Steven A. Bank
Steven Bank is a professor of law and vice dean at the University of California, Los Angeles School of Law. His research frequently uses history and finance to explore the taxation of business entities in the United States and other countries. He is the author of two forthcoming books—Corporate Income Taxation in Historical Perspective (Oxford University Press) and Anglo-American Corporate Taxation: Tracing the Common Roots of Divergent Approaches, 1799–Present (Cambridge University Press)—and the coauthor of Taxation of Business Enterprises (West Publishers, 2006, with Peroni and Coven) and Business Tax Stories (Foundation Press, 2005, with Stark). His work has been selected for the Stanford/Yale Junior Faculty Forum, the John Minor Wisdom Award for Academic Excellence in Legal Scholarship, and the De Brauw Blackstone Westbroek Law Prize. Professor Bank has also been a Herbert Smith Visitor at the University of Cambridge and lectured at the United Kingdom’s Inland Revenue on the development of the U.S. and British corporate income taxes.
Kirk J. Stark
Kirk Stark is a professor of law at the University of California, Los Angeles School of Law. He has published numerous articles on tax policy and public finance, with an emphasis on the history and structure of the American tax system.
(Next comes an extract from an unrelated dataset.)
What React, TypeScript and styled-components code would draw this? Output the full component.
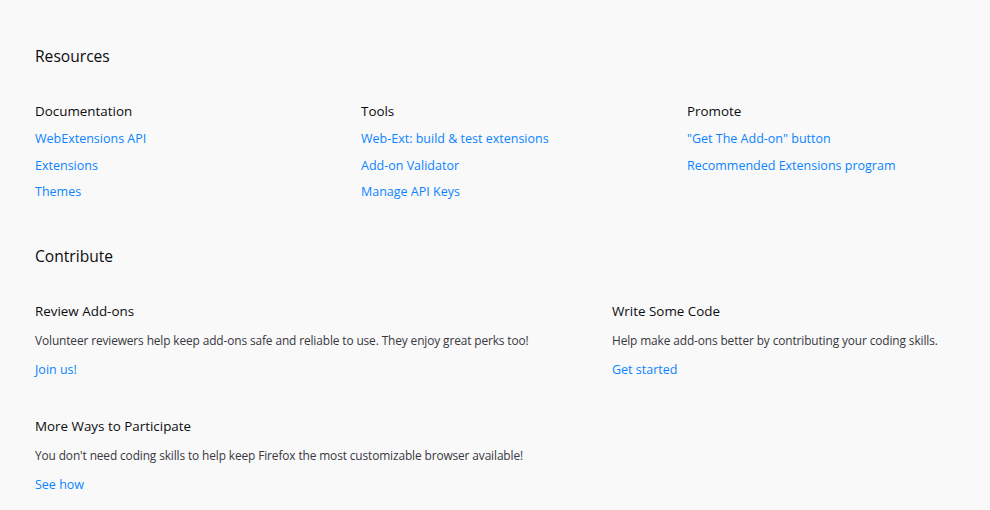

Much of his recent scholarship has examined the U.S. system of fiscal federalism and considers how best to allocate fiscal responsibilities among federal, state, and local governments. Professor Stark is a coauthor of two leading casebooks in the field of taxation, Federal Income Taxation (Aspen Publishers, 2009, with Klein, Bankman, and Shaviro) and State and Local Taxation (West Publishers, 2009, with Hellerstein, Swain, and Youngman). Stark is a member of the board of directors of the National Tax Association, a nonpartisan organization founded in 1907 to promote the study of tax policy and public finance.
Joseph J. Thorndike
Joseph J. Thorndike is the director of the Tax History Project at Tax Analysts and a scholar in residence at the University of Virginia. He is the author of numerous publications on tax policy, both past and present, and is currently writing a history of tax fairness and social justice in the 20th century. His publications include articles for the New York Times, the Washington Times, the American University Administrative Law Review, L’Economie Politique, and various scholarly collections. He is the editor, with Dennis J. Ventry Jr., of Tax Justice: The Ongoing Debate (Urban Institute Press, 2002). He is also a columnist for Tax Notes, a leading journal of tax news and opinion.